Skip to content

XO-Data Platform

Welcome to the XO-Data Platform technical documentation. This is a monorepo-based data engineering platform that orchestrates ELT pipelines from various data sources into Snowflake using a modern medallion architecture.

What is XO-Data?

XO-Data is a unified platform for:

  • Data Extraction from APIs (Gladly, Sprout Social, Gmail, Google Sheets, S3)
  • Data Pipeline Orchestration using Apache Airflow with YAML-driven DAG Factory
  • Data Warehousing in Snowflake with BRONZE/SILVER/GOLD layers
  • Reusable Python Packages for data engineering operations

For New Developers

For Package Developers

For Data Engineers

Platform Architecture

┌─────────────────────────────────────────────────────────────┐
│                      Data Sources                            │
│  Gladly API │ Sprout Social │ Gmail │ Google Sheets │ S3    │
└──────────────────────┬──────────────────────────────────────┘
                       │ Extract (xo-foundry tasks)
┌─────────────────────────────────────────────────────────────┐
│                  S3 Staging (Ingest/Stage)                   │
│  Copy-then-Peek, Standardize columns, Load strategy paths   │
└──────────────────────┬──────────────────────────────────────┘
                       │ Load (TRUNCATE + COPY INTO)
┌─────────────────────────────────────────────────────────────┐
│              Snowflake Medallion Architecture                │
│                                                              │
│  BRONZE (Raw)  →  SILVER (Cleaned)  →  GOLD (Analytics)    │
│  All VARCHAR      Typed & Historical   fct_ dim_ agg_ rpt_ │
└─────────────────────────────────────────────────────────────┘

Monorepo Structure

xo-data/
├── packages/              # Reusable Python packages
│   ├── xo-core/          # Foundation: extractors, utilities
│   ├── xo-foundry/       # Orchestration: DAG Factory, tasks
│   ├── xo-lens/          # Analytics: data analysis
│   └── xo-bosun/         # CLI: monorepo navigation
├── apps/                 # Deployment targets
│   ├── airflow/xo-pipelines/  # Airflow DAGs + configs
│   ├── snowflake-schema/      # Snowflake schema migrations
│   └── material-mkdocs/       # This documentation
└── development/          # Development environments

Key Concepts

Medallion Architecture

A three-tier data architecture in Snowflake:

  • BRONZE: Raw data from sources (all VARCHAR, truncated daily, 6 metadata columns)
  • SILVER: Cleaned, typed, historical data (no enrichment, no filtering)
  • GOLD: Analytics-ready data in four types: fct_, dim_, agg_, rpt_

Learn more about Medallion Architecture →

DAG Factory

YAML-driven pipeline generation: Define pipelines in YAML, generate production-ready Airflow DAGs with Pydantic validation and Jinja2 templates.

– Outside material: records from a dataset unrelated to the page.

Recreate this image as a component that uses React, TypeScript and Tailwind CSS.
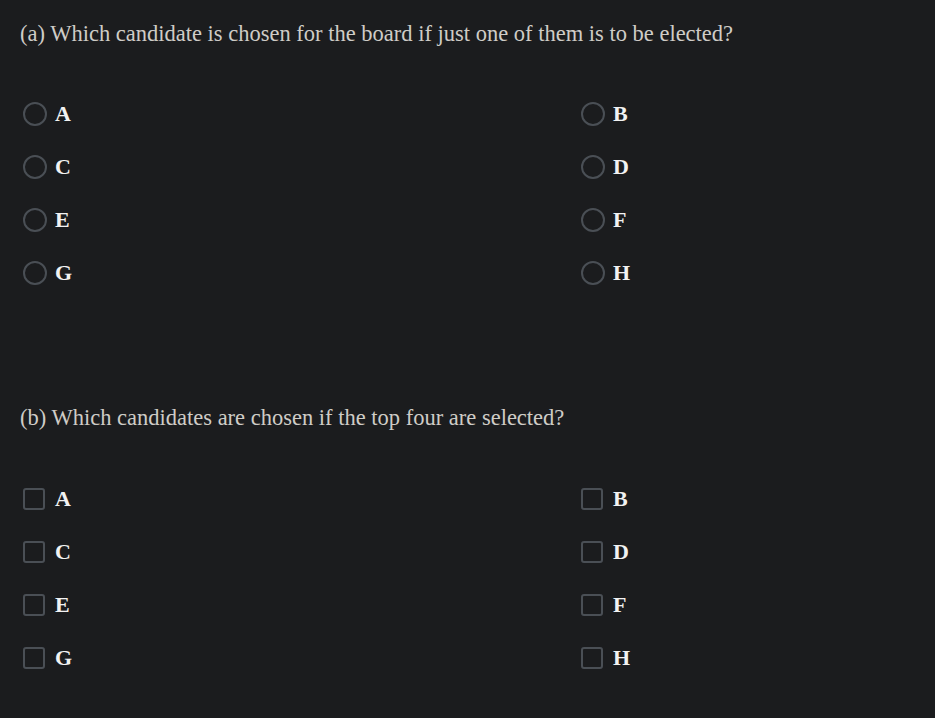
import React from 'react';

const SERIF = 'font-["Liberation_Serif","Times_New_Roman",serif]';

const LETTERS = ['A', 'B', 'C', 'D', 'E', 'F', 'G', 'H'];

function Radio() {
    return <span className="block h-6 w-6 shrink-0 rounded-full border-2 border-[#4a4f55]" />;
}

function Box() {
    return <span className="mr-[2px] block h-[22px] w-[22px] shrink-0 rounded-[3px] border-2 border-[#4a4f55]" />;
}

function Options({ kind }: { kind: 'radio' | 'check' }) {
    return (
        <div className="grid grid-cols-[558px_1fr] pl-[23px]">
            {LETTERS.map((l) => (
                <label key={l} className="flex h-[53px] items-center gap-[8px]">
                    {kind === 'radio' ? <Radio /> : <Box />}
                    <span className="text-[22px] font-bold text-[#f2f2f2]">{l}</span>
                </label>
            ))}
        </div>
    );
}

export default function App() {
    return (
        <div className={`min-h-[718px] w-full bg-[#1b1c1e] ${SERIF}`}>
            <div className="pt-[19px]">
                <p className="pl-[20px] text-[22.5px] leading-[30px] text-[#cfccc7]">
                    (a) Which candidate is chosen for the board if just one of them is to be elected?
                </p>
                <div className="mt-[38px]">
                    <Options kind="radio" />
                </div>
            </div>
            <div className="mt-[104px]">
                <p className="pl-[20px] text-[22.5px] leading-[30px] text-[#cfccc7]">
                    (b) Which candidates are chosen if the top four are selected?
                </p>
                <div className="mt-[39px]">
                    <Options kind="check" />
                </div>
            </div>
        </div>
    );
}
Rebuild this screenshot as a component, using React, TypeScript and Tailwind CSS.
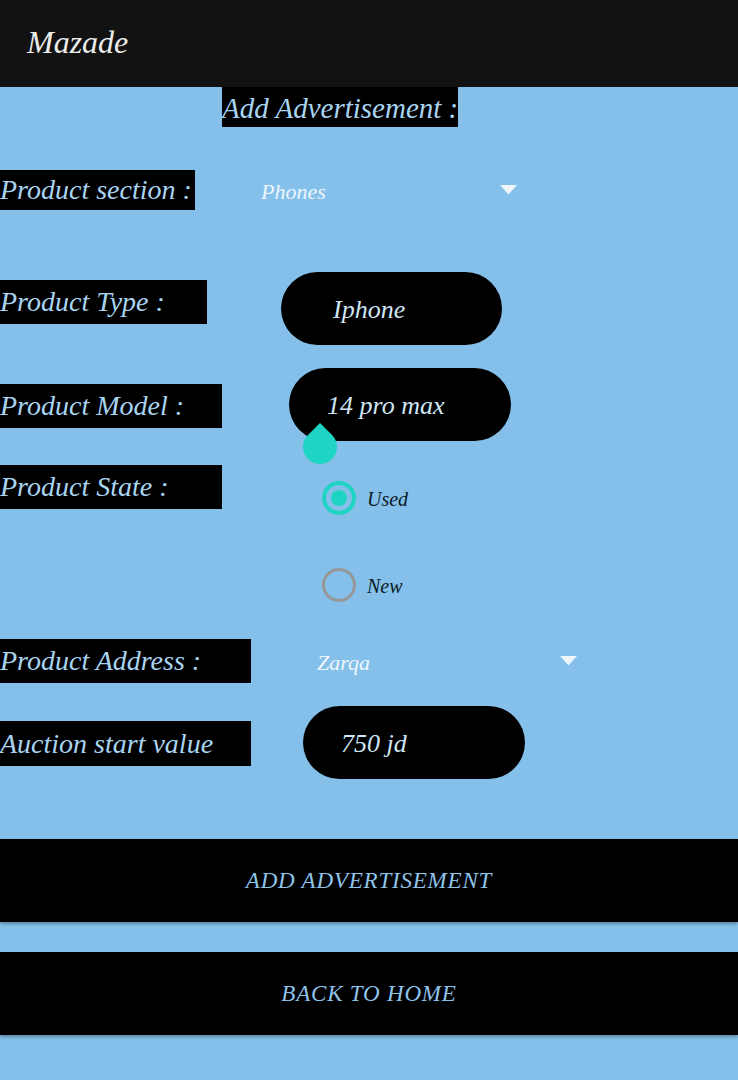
import React from "react";

function Label({ text, w, mt = 0, h = 44 }: { text: string; w: string; mt?: number; h?: number }) {
  return (
    <div
      className={`${w} bg-black text-[#a9d4f1] italic text-[28px] leading-none flex items-center shrink-0 whitespace-nowrap overflow-hidden`}
      style={{ marginTop: mt, height: h }}
    >
      <span>{text}</span>
    </div>
  );
}

function Arrow() {
  return (
    <svg width="17" height="10" viewBox="0 0 17 10" className="shrink-0">
      <path d="M0 0 L17 0 L8.5 9.5 Z" fill="#eef6fc" />
    </svg>
  );
}

function Radio({ checked }: { checked: boolean }) {
  return checked ? (
    <div className="w-[34px] h-[34px] rounded-full border-[4px] border-[#1fd4c2] flex items-center justify-center shrink-0">
      <div className="w-[16px] h-[16px] rounded-full bg-[#1fd4c2]" />
    </div>
  ) : (
    <div className="w-[34px] h-[34px] rounded-full border-[3px] border-[#979797] shrink-0" />
  );
}

export default function App() {
  return (
    <div className="min-h-[1080px] w-full bg-[#84c0e9] italic font-['Liberation_Serif','Times_New_Roman',serif]">
      <div className="h-[87px] bg-[#121212] flex items-center pl-[27px]">
        <span className="text-[32px] text-[#ececec] leading-none -mt-[4px]">Mazade</span>
      </div>

      <div className="ml-[222px] w-[236px] h-[40px] bg-black flex items-center text-[#a9d4f1] text-[29px] leading-none whitespace-nowrap">
        <span className="mt-[2px]">Add Advertisement :</span>
      </div>

      {/* Product section */}
      <div className="flex items-center mt-[43px] h-[40px]">
        <Label text="Product section :" w="w-[195px]" h={40} />
        <div className="ml-[66px] w-[256px] flex items-center justify-between">
          <span className="text-[22px] text-[#eef6fc] leading-none mt-[3px]">Phones</span>
          <Arrow />
        </div>
      </div>

      {/* Product type */}
      <div className="flex items-start mt-[62px] h-[73px]">
        <Label text="Product Type :" w="w-[207px]" mt={8} />
        <div className="ml-[74px] w-[221px] h-[73px] rounded-full bg-black flex items-center pl-[52px]">
          <span className="text-[26px] text-[#cfe6f6] leading-none mt-[2px]">Iphone</span>
        </div>
      </div>

      {/* Product model */}
      <div className="flex items-start mt-[23px] h-[73px]">
        <Label text="Product Model :" w="w-[222px]" mt={16} />
        <div className="relative ml-[67px] w-[222px] h-[73px] rounded-full bg-black flex items-center pl-[38px]">
          <span className="text-[26px] text-[#cfe6f6] leading-none mt-[2px]">14 pro max</span>
          <svg width="34" height="41" viewBox="0 0 34 41" className="absolute left-[14px] top-[55px]">
            <path d="M17 0 L29.02 11.98 A17 17 0 1 1 4.98 11.98 Z" fill="#1fd4c2" />
          </svg>
        </div>
      </div>

      {/* Product state */}
      <div className="flex items-start mt-[24px]">
        <Label text="Product State :" w="w-[222px]" />
        <div className="ml-[100px] mt-[16px] flex flex-col">
          <div className="flex items-center h-[34px] gap-[11px]">
            <Radio checked />
            <span className="text-[20px] text-[#0d1b2a] leading-none mt-[2px]">Used</span>
          </div>
          <div className="flex items-center h-[34px] gap-[11px] mt-[53px]">
            <Radio checked={false} />
            <span className="text-[20px] text-[#0d1b2a] leading-none mt-[2px]">New</span>
          </div>
        </div>
      </div>

      {/* Product address */}
      <div className="flex items-center mt-[37px] h-[44px]">
        <Label text="Product Address :" w="w-[251px]" />
        <div className="ml-[66px] w-[260px] flex items-center justify-between">
          <span className="text-[22px] text-[#eef6fc] leading-none mt-[3px]">Zarqa</span>
          <Arrow />
        </div>
      </div>

      {/* Auction start value */}
      <div className="flex items-start mt-[23px] h-[73px]">
        <Label text="Auction start value" w="w-[251px]" mt={15} h={45} />
        <div className="ml-[52px] w-[222px] h-[73px] rounded-full bg-black flex items-center pl-[38px]">
          <span className="text-[26px] text-[#cfe6f6] leading-none mt-[2px]">750 jd</span>
        </div>
      </div>

      <button className="mt-[60px] w-full h-[83px] bg-black flex items-center justify-center shadow-[0_2px_3px_rgba(0,0,0,0.3)] font-['Liberation_Serif','Times_New_Roman',serif] italic">
        <span className="text-[23px] tracking-[0.8px] text-[#8fc4ea] leading-none">ADD ADVERTISEMENT</span>
      </button>
      <button className="mt-[30px] w-full h-[83px] bg-black flex items-center justify-center shadow-[0_2px_3px_rgba(0,0,0,0.3)] font-['Liberation_Serif','Times_New_Roman',serif] italic">
        <span className="text-[23px] tracking-[0.8px] text-[#8fc4ea] leading-none">BACK TO HOME</span>
      </button>
    </div>
  );
}
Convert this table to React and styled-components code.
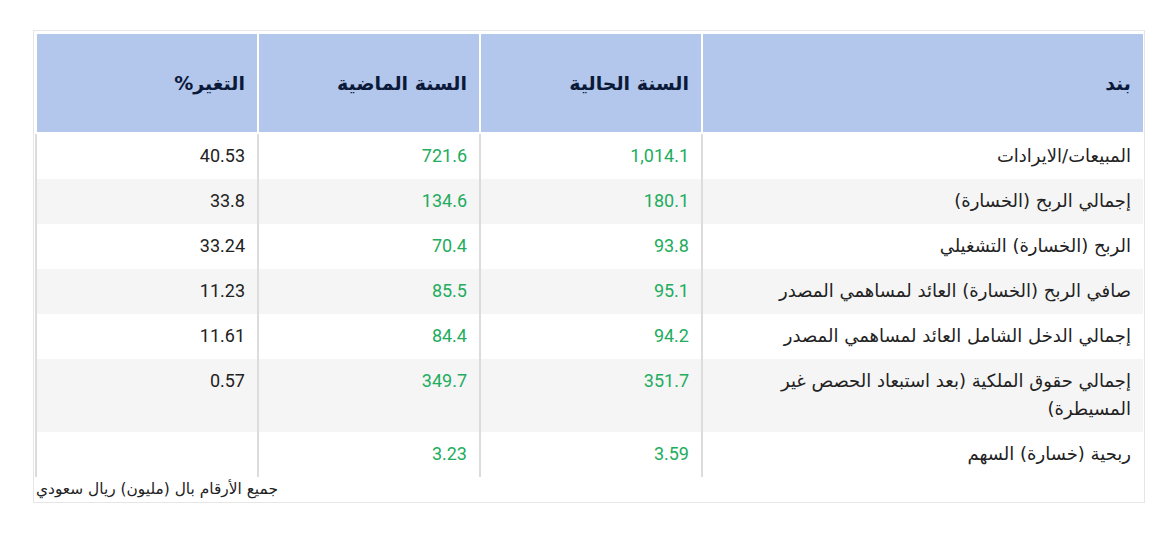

uv run xo-foundry generate-dag --config pipeline.yaml --output dags/

Learn more about DAG Factory →

Load Strategies

Three strategies per ADR 001:

  • full_refresh: Immutable daily snapshots (most common)
  • incremental: Full pulls with warehouse deduplication
  • historical: Late-arriving data, SCD Type 2

ELT Pipeline Pattern

  1. Extract: Source systems → S3 Ingest bucket (csv.DictWriter, no pandas)
  2. Stage: Copy-then-Peek, standardize columns → S3 Stage bucket
  3. Load: TRUNCATE + COPY INTO → Snowflake BRONZE (idempotent)
  4. Transform: dbt → SILVER → GOLD

Learn more about ELT Flow →

Time Windows

Centralized time window management:

  • Daily: Single date (execution date minus lag)
  • Intraday Relative: Window from lookback to lag
  • Intraday Absolute: Fixed start/end times

Copy-then-Peek Pattern

Performance optimization: S3-to-S3 copy + 8KB range request for headers. Constant time (~0.5s) regardless of file size.

Learn more about Copy-then-Peek →

Essential Commands

Package Management

# Install all dependencies
uv sync

# Install specific package
uv sync --package xo-foundry

# Add dependency
uv add --package xo-foundry requests

Code Quality

# Type checking (must pass with zero errors)
uv run ty check --project packages/xo-core
uv run ty check --project packages/xo-foundry

# Linting and formatting
uv run ruff check .
uv run ruff format .

DAG Factory

# Generate DAG from YAML config
uv run xo-foundry generate-dag \
  --config apps/airflow/xo-pipelines/dags/configs/warbyparker-gladly-daily.yaml \
  --output apps/airflow/xo-pipelines/dags/

# Validate config
uv run xo-foundry validate-config --config pipeline.yaml

Airflow Development

# Start local Airflow
cd apps/airflow/xo-pipelines
astro dev start

# Deploy to production
astro deploy <deployment-id>

Documentation Structure

This documentation is organized by topic:

  • Getting Started -- Installation, setup, and first steps
  • Architecture -- System design, ELT flow, layer architecture
  • Packages -- xo-core, xo-foundry, xo-bosun documentation
  • Snowflake -- Database architecture and medallion layers
  • Reference -- Naming conventions, client registry, ADR index

Last Updated: 2026-02-12 Platform Version: 2.0 (DAG Factory + Medallion Architecture)